Indulge in this as well as the rest of the meal on a lazy weekend while I see you on the other side of this weekend with a new theme. So far on the Bakeathon running all this December:
Other recipes with chickpeas are:
Chickpeas + Sweet potato salad
Similar Tikki / Kebab varieties:
Prep time : 25 mins ; Bake time : 20-22 mins per batch; Makes : about 1 dozen Falafels (medium sized)
What you need:
- Cooked and drained chickpeas ( soaked and cooked previously) – 2 cups (1 cup = 200 ml)*
- Tahini paste – 1 tsp (I used roasted sesame)
- Garlic – 4 to 6 pods (adjust to taste)
- Salt and pepper – to taste
- Coriander leaves – 3 tbsp (finely chopped)

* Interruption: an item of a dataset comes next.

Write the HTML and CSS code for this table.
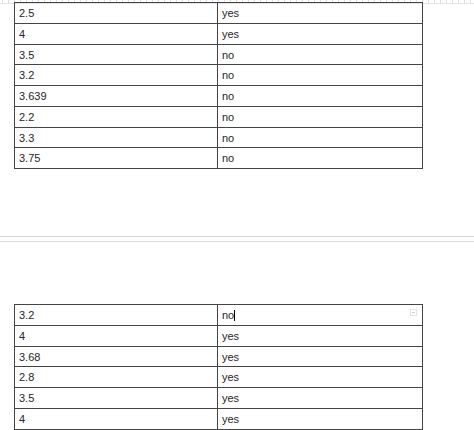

- Coriander powder – 2 TBSP
- Garlic powder – 1 tsp
- Onions – finely minced – 5 TBSP
- Olive Oil – 3 TBSP + 2 TBSP (to baste)
*if making from scratch, soak 1 cup of chickpeas for 8-10 hours. Cook with a little salt till soft and slightly mushy. Drain and use. 1 cup of dry chickpeas will render about 1.75-2 cups of cooked chickpeas, so soak accordingly.
- Preheat oven to 200/210 C. Line a baking sheet.
- In a food processor, first add the boiled chickpeas, salt, tahini, garlic and mince well.
- Now add the rest of the ingredients except onion and coriander leaves and slowly blend to a thick doughy paste.
- Add the onions and coriander, mix well and set aside for 5 mins.
- Pinch out equal portions of the chickpeas mix, flatten them into tikki / kebab kind of falafels.
- Place in a greased tray. Finish with the rest of the falafels.
- Baste them with oil (or use baking spray, but they need to be well greased on all sides)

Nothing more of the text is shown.